Ocelots are roughly the same size as bobcats, with rounded ears, longer noses and sleeker bodies.

Fewer than 100 are thought to remain in the U.S., nearly all of them at the southern tip of Texas. They have been protected under the Endangered Species Act since 1982.

Southern Arizona lies at the northernmost edge of the cat’s native range, which includes much of Mexico, Central and South America.

Malusa described them as “very, very hard to monitor,” because they are so much smaller and more elusive than Arizona’s other famously rare spotted cat. “A jaguar will be a bit more bold when it moves across the landscape,” she said.

All of the ocelots recorded in Arizona over the past 15 years have been males, Malusa said. These lone wanderers are probably dispersing northward from populations in Sonora, Mexico, in search of new territory, just as their much-larger, jaguar cousins occasionally seem to do.
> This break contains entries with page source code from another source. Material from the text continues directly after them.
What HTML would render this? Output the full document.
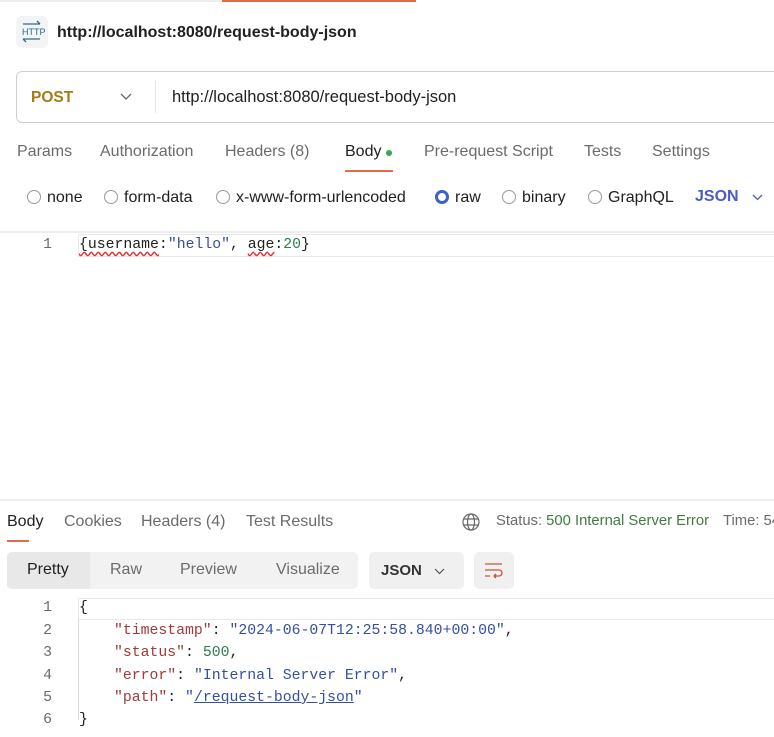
<!DOCTYPE html>
<html><head><meta charset="utf-8"><style>
*{margin:0;padding:0;box-sizing:border-box}
body{width:774px;height:737px;overflow:hidden;background:#fff;font-family:"Liberation Sans",sans-serif;color:#212121;position:relative}
.a{position:absolute;white-space:nowrap}
.t{font-size:16px;color:#6b6b6b}
.m{font-family:"Liberation Mono",monospace;font-size:14.8px}
.ln{color:#6b6b6b;width:20px;text-align:right}
.rl{font-size:16px;color:#212121}
.r{display:inline-block;width:14px;height:14px;border:1px solid #9a9a9a;border-radius:50%;vertical-align:-2px;margin-right:6px}
.k{color:#a13a3a}.s{color:#3550a0}.n{color:#2f7d52}
</style></head><body>
<div class="a" style="left:0;top:0;width:222px;height:2px;background:#eee"></div>
<div class="a" style="left:222px;top:0;width:194px;height:2px;background:#e06c4a"></div>
<div class="a" style="left:16px;top:16px;width:32px;height:32px;background:#f3f4f5;border-radius:6px"></div>
<svg class="a" style="left:18px;top:20px" width="28" height="24" viewBox="0 0 28 24"><path d="M5 4h17M19 1l3 3M5 19h17M5 19l3 3" stroke="#2b6b83" stroke-width="1.3" fill="none"/><text x="4" y="15" font-size="9" font-family="Liberation Sans" fill="#2b6b83">HTTP</text></svg>
<div class="a" style="left:57px;top:24px;font-size:16px;font-weight:bold;color:#212121">http://localhost:8080/request-body-json</div>
<div class="a" style="left:16px;top:71px;width:770px;height:52px;border:1px solid #cfcfcf;border-radius:6px"></div>
<div class="a" style="left:31px;top:89px;font-size:15.5px;font-weight:bold;color:#a57a12">POST</div>
<svg class="a" style="left:120px;top:93px" width="12" height="8"><path d="M1 1l5 5 5-5" stroke="#666" stroke-width="1.3" fill="none"/></svg>
<div class="a" style="left:155px;top:81px;width:1px;height:32px;background:#e4e4e4"></div>
<div class="a" style="left:172px;top:88px;font-size:16.5px;color:#212121">http://localhost:8080/request-body-json</div>
<div class="a t" style="left:17px;top:143px">Params</div>
<div class="a t" style="left:100px;top:143px">Authorization</div>
<div class="a t" style="left:225px;top:143px">Headers (8)</div>
<div class="a t" style="left:345px;top:143px;color:#212121">Body</div>
<div class="a" style="left:386px;top:150px;width:6px;height:6px;border-radius:50%;background:#3fa44f"></div>
<div class="a" style="left:345px;top:170px;width:48px;height:2px;background:#e06c4a"></div>
<div class="a t" style="left:424px;top:143px">Pre-request Script</div>
<div class="a t" style="left:584px;top:143px">Tests</div>
<div class="a t" style="left:652px;top:143px">Settings</div>
<div class="a rl" style="left:27px;top:189px"><span class="r"></span>none</div>
<div class="a rl" style="left:104px;top:189px"><span class="r"></span>form-data</div>
<div class="a rl" style="left:216px;top:189px"><span class="r"></span>x-www-form-urlencoded</div>
<div class="a rl" style="left:435px;top:189px"><span class="r" style="border:3.5px solid #3b5fd0"></span>raw</div>
<div class="a rl" style="left:502px;top:189px"><span class="r"></span>binary</div>
<div class="a rl" style="left:588px;top:189px"><span class="r"></span>GraphQL</div>
<div class="a" style="left:695px;top:188px;font-size:16px;font-weight:bold;color:#4a5bc8">JSON</div>
<svg class="a" style="left:752px;top:194px" width="11" height="7"><path d="M1 1l4.5 4.5L10 1" stroke="#4a5bc8" stroke-width="1.3" fill="none"/></svg>
<div class="a" style="left:0;top:231px;width:774px;height:2px;background:#eee"></div>
<div class="a" style="left:78px;top:234px;width:700px;height:23px;border:1px solid #e8e8e8;border-right:none"></div>
<div class="a m ln" style="left:32px;top:237px">1</div>
<div class="a m" style="left:79px;top:237px"><span style="text-decoration:underline wavy #d33;text-underline-offset:3px">{username</span>:<span class="s">"hello"</span>, <span style="text-decoration:underline wavy #d33;text-underline-offset:3px">age</span>:<span class="n">20</span>}</div>
<div class="a" style="left:0;top:499px;width:774px;height:2px;background:#eee"></div>
<div class="a t" style="left:7px;top:513px;color:#212121">Body</div>
<div class="a" style="left:7px;top:540px;width:22px;height:2px;background:#e06c4a"></div>
<div class="a t" style="left:64px;top:513px">Cookies</div>
<div class="a t" style="left:141px;top:513px">Headers (4)</div>
<div class="a t" style="left:246px;top:513px">Test Results</div>
<svg class="a" style="left:462px;top:513px" width="18" height="18" viewBox="0 0 18 18" fill="none" stroke="#666" stroke-width="1.2"><circle cx="9" cy="9" r="8"/><ellipse cx="9" cy="9" rx="3.5" ry="8"/><path d="M1.5 6h15M1.5 12h15"/></svg>
<div class="a" style="left:496px;top:513px;font-size:14.8px;color:#6b6b6b">Status: <span style="color:#3f7d3f">500 Internal Server Error</span></div>
<div class="a" style="left:723px;top:513px;font-size:14.8px;color:#6b6b6b">Time: 54</div>
<div class="a" style="left:7px;top:552px;width:351px;height:37px;background:#f2f2f2;border-radius:5px"></div>
<div class="a" style="left:7px;top:552px;width:83px;height:37px;background:#e8e8e8;border-radius:5px 0 0 5px"></div>
<div class="a t" style="left:27px;top:561px;color:#212121">Pretty</div>
<div class="a t" style="left:110px;top:561px">Raw</div>
<div class="a t" style="left:180px;top:561px">Preview</div>
<div class="a t" style="left:276px;top:561px">Visualize</div>
<div class="a" style="left:369px;top:552px;width:95px;height:37px;background:#f0f0f0;border-radius:5px"></div>
<div class="a" style="left:381px;top:562px;font-size:15px;font-weight:bold;color:#333">JSON</div>
<svg class="a" style="left:434px;top:568px" width="11" height="7"><path d="M1 1l4.5 4.5L10 1" stroke="#555" stroke-width="1.2" fill="none"/></svg>
<div class="a" style="left:474px;top:552px;width:40px;height:37px;background:#f0f0f0;border-radius:5px"></div>
<svg class="a" style="left:484px;top:562px" width="20" height="18" viewBox="0 0 20 18" fill="none" stroke="#c8553a" stroke-width="1.3"><path d="M1 2h17M1 8h14a3 3 0 0 1 0 6h-5M12 12l-2 2 2 2M1 14h5"/></svg>
<div class="a" style="left:78px;top:598px;width:700px;height:22px;border:1px solid #e8e8e8;border-right:none"></div>
<div class="a" style="left:78px;top:620px;width:1px;height:100px;background:#ddd"></div>
<div class="a m ln" style="left:32px;top:600px">1</div>
<div class="a m ln" style="left:32px;top:623px">2</div>
<div class="a m ln" style="left:32px;top:645px">3</div>
<div class="a m ln" style="left:32px;top:668px">4</div>
<div class="a m ln" style="left:32px;top:690px">5</div>
<div class="a m ln" style="left:32px;top:712px">6</div>
<div class="a m" style="left:79px;top:600px">{</div>
<div class="a m" style="left:114px;top:623px"><span class="k">"timestamp"</span>: <span class="s">"2024-06-07T12:25:58.840+00:00"</span>,</div>
<div class="a m" style="left:114px;top:645px"><span class="k">"status"</span>: <span class="n">500</span>,</div>
<div class="a m" style="left:114px;top:668px"><span class="k">"error"</span>: <span class="s">"Internal Server Error"</span>,</div>
<div class="a m" style="left:114px;top:690px"><span class="k">"path"</span>: <span class="s">"<u>/request-body-json</u>"</span></div>
<div class="a m" style="left:79px;top:712px">}</div>
</body></html>
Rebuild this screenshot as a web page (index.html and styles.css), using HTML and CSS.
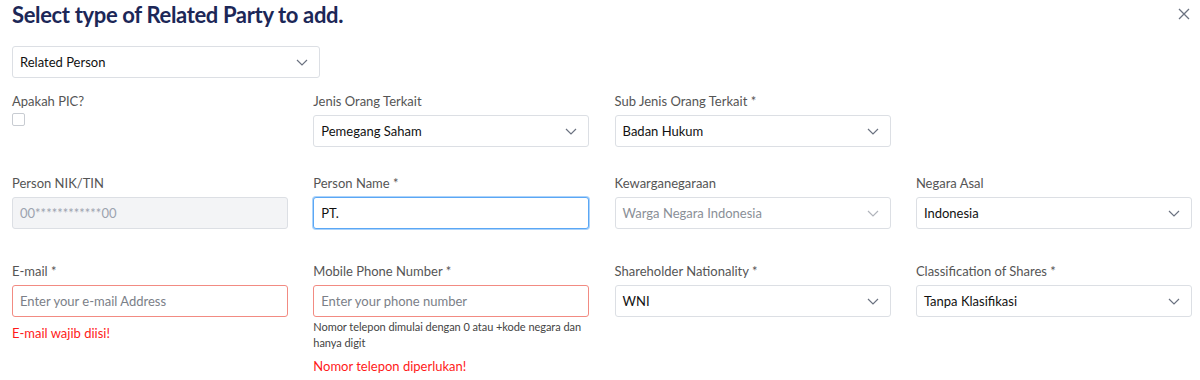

“We’re aware of a breeding population (of ocelots) fairly close to the border in Mexico,” she said.

The animals wouldn’t be here if they weren’t finding what they need to survive. “The presence of these cats reflects the broader ecosystem health and connectivity,” Malusa said.

That’s why McSpadden described these latest sightings as “bittersweet.”

“We may be the last Arizonans to share mountains where jaguars and ocelots still roam,” he said. “I think history will judge us as selfish, small-minded and short-sighted if we fail to protect this rare, wild freedom.”